L’esperienza di Terni è stata proposta come buona pratica clinica da estendere non solo su scala regionale, ma anche nazionale, in linea con l’urgenza di aggiornare gli standard europei. Durante il convegno, è stato inoltre evidenziato come la pandemia da COVID-19 abbia inciso negativamente su diagnosi e gestione delle patologie infettive.
“La pandemia ha alterato profondamente l’accesso alle cure – ha osservato Borghetti – ritardando diagnosi e trattamenti e modificando la percezione del rischio da parte dei pazienti. Questo ha reso ancora più urgente dotarsi di strumenti di intervento integrato, rapido e coordinato”.
Tra i temi principali affrontati a Terni emerge la necessità di smontare falsi miti riguardanti la profilassi antibiotica. L’uso improprio e non giustificato dei farmaci, infatti, non protegge adeguatamente gli individui a rischio e contribuisce al rafforzamento di batteri resistenti, un fenomeno che l’Organizzazione Mondiale della Sanità definisce tra i principali pericoli globali. La prospettiva più inquietante, ribadita dagli specialisti durante il confronto scientifico, è che entro il 2050 l’antibiotico-resistenza possa rappresentare la prima causa di morte nel mondo.
Diventa quindi urgente un intervento istituzionale e regolatorio che sia in grado non solo di aggiornare le linee guida internazionali, ma anche di supportare i centri clinici impegnati in prima linea. Una presa di coscienza che parte dai dati di Terni ma che impone un dibattito ad ampio raggio su scala nazionale ed europea.
Il quadro epidemiologico non riguarda solo una singola realtà ospedaliera, ma si riflette sull’intera comunità. I numeri di Terni accendono i riflettori su una malattia che, se sottovalutata, rischia di compromettere gravemente la cura dei pazienti cardiopatici. La strada indicata dall’endocarditis team rappresenta attualmente la soluzione più efficace, ma resta da capire se istituzioni, comunità scientifica e organi regolatori sapranno cogliere il messaggio e agire con tempestività.

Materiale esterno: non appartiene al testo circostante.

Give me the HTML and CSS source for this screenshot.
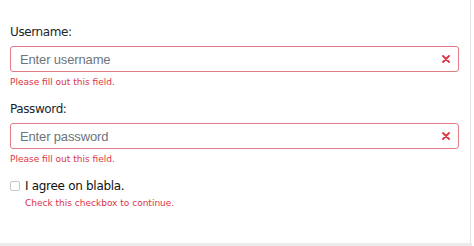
FILE: index.html
```html
<!DOCTYPE html>
<html>
<head>
<meta charset="utf-8">
<link rel="stylesheet" href="styles.css">
</head>
<body>
<div class="card">
  <form class="form">
    <div class="group">
      <label class="label">Username:</label>
      <div class="field">
        <span class="placeholder">Enter username</span>
        <svg class="x" width="8" height="8" viewBox="0 0 8 8"><path d="M1 1L7 7M7 1L1 7" stroke="#dc3545" stroke-width="1.8" stroke-linecap="round"/></svg>
      </div>
      <div class="error">Please fill out this field.</div>
    </div>
    <div class="group">
      <label class="label">Password:</label>
      <div class="field">
        <span class="placeholder">Enter password</span>
        <svg class="x" width="8" height="8" viewBox="0 0 8 8"><path d="M1 1L7 7M7 1L1 7" stroke="#dc3545" stroke-width="1.8" stroke-linecap="round"/></svg>
      </div>
      <div class="error">Please fill out this field.</div>
    </div>
    <div class="check">
      <div class="check-row">
        <span class="box"></span>
        <span class="check-label">I agree on blabla.</span>
      </div>
      <div class="error indent">Check this checkbox to continue.</div>
    </div>
  </form>
</div>
<div class="strip"></div>
</body>
</html>
```

FILE: styles.css
```css
html, body {
  margin: 0;
  padding: 0;
  background: #fff;
}
.card {
  width: 471px;
  height: 243px;
  box-sizing: border-box;
  border-right: 1px solid #e3e3e3;
  padding: 24px 0 0 10px;
}
.strip {
  width: 472px;
  height: 3px;
  background: #ececec;
}
.form {
  width: 449px;
  font-family: "DejaVu Sans", Verdana, sans-serif;
  color: #212529;
}
.group {
  display: flex;
  flex-direction: column;
  margin-bottom: 13px;
}
.label {
  font-size: 12px;
  letter-spacing: -0.4px;
  line-height: 16px;
  margin-bottom: 6px;
}
.field {
  height: 26px;
  box-sizing: border-box;
  border: 1px solid #e27c87;
  border-radius: 3px;
  display: flex;
  align-items: center;
  justify-content: space-between;
  padding: 0 8px 0 9px;
}
.placeholder {
  font-family: "Liberation Sans", Arial, sans-serif;
  font-size: 13px;
  letter-spacing: -0.15px;
  color: #6c757d;
}
.x {
  display: block;
}
.error {
  font-size: 9px;
  line-height: 12px;
  color: #dc3545;
  margin-top: 4px;
}
.check {
  margin-top: 2px;
}
.check-row {
  display: flex;
  align-items: center;
  gap: 5px;
}
.box {
  width: 8px;
  height: 8px;
  border: 1px solid #c8c8c8;
  border-radius: 2px;
  background: #fff;
}
.check-label {
  font-size: 12px;
  letter-spacing: -0.3px;
  line-height: 16px;
  color: #111;
}
.indent {
  margin-left: 15px;
  margin-top: 3px;
}
```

Il modello multidisciplinare, esempio concreto e immediatamente applicabile, è già operativo in Umbria e dimostra come una organizzazione di rete possa incidere direttamente sugli esiti clinici. La sfida sarà tradurlo in un sistema diffuso, capace di anticipare nuove emergenze e garantirne standard di cura equi in tutto il territorio nazionale.
Mentre i dati locali si intrecciano con un’emergenza sanitaria mondiale, Terni si candida oggi a laboratorio clinico e organizzativo, proponendo un approccio innovativo che potrebbe divenire riferimento anche al di fuori dei confini regionali. E i 30 casi registrati nel 2024 restano un segnale inequivocabile: l’endocardite infettiva non è più una malattia rara, ma una patologia che richiede risposte immediate e condivise.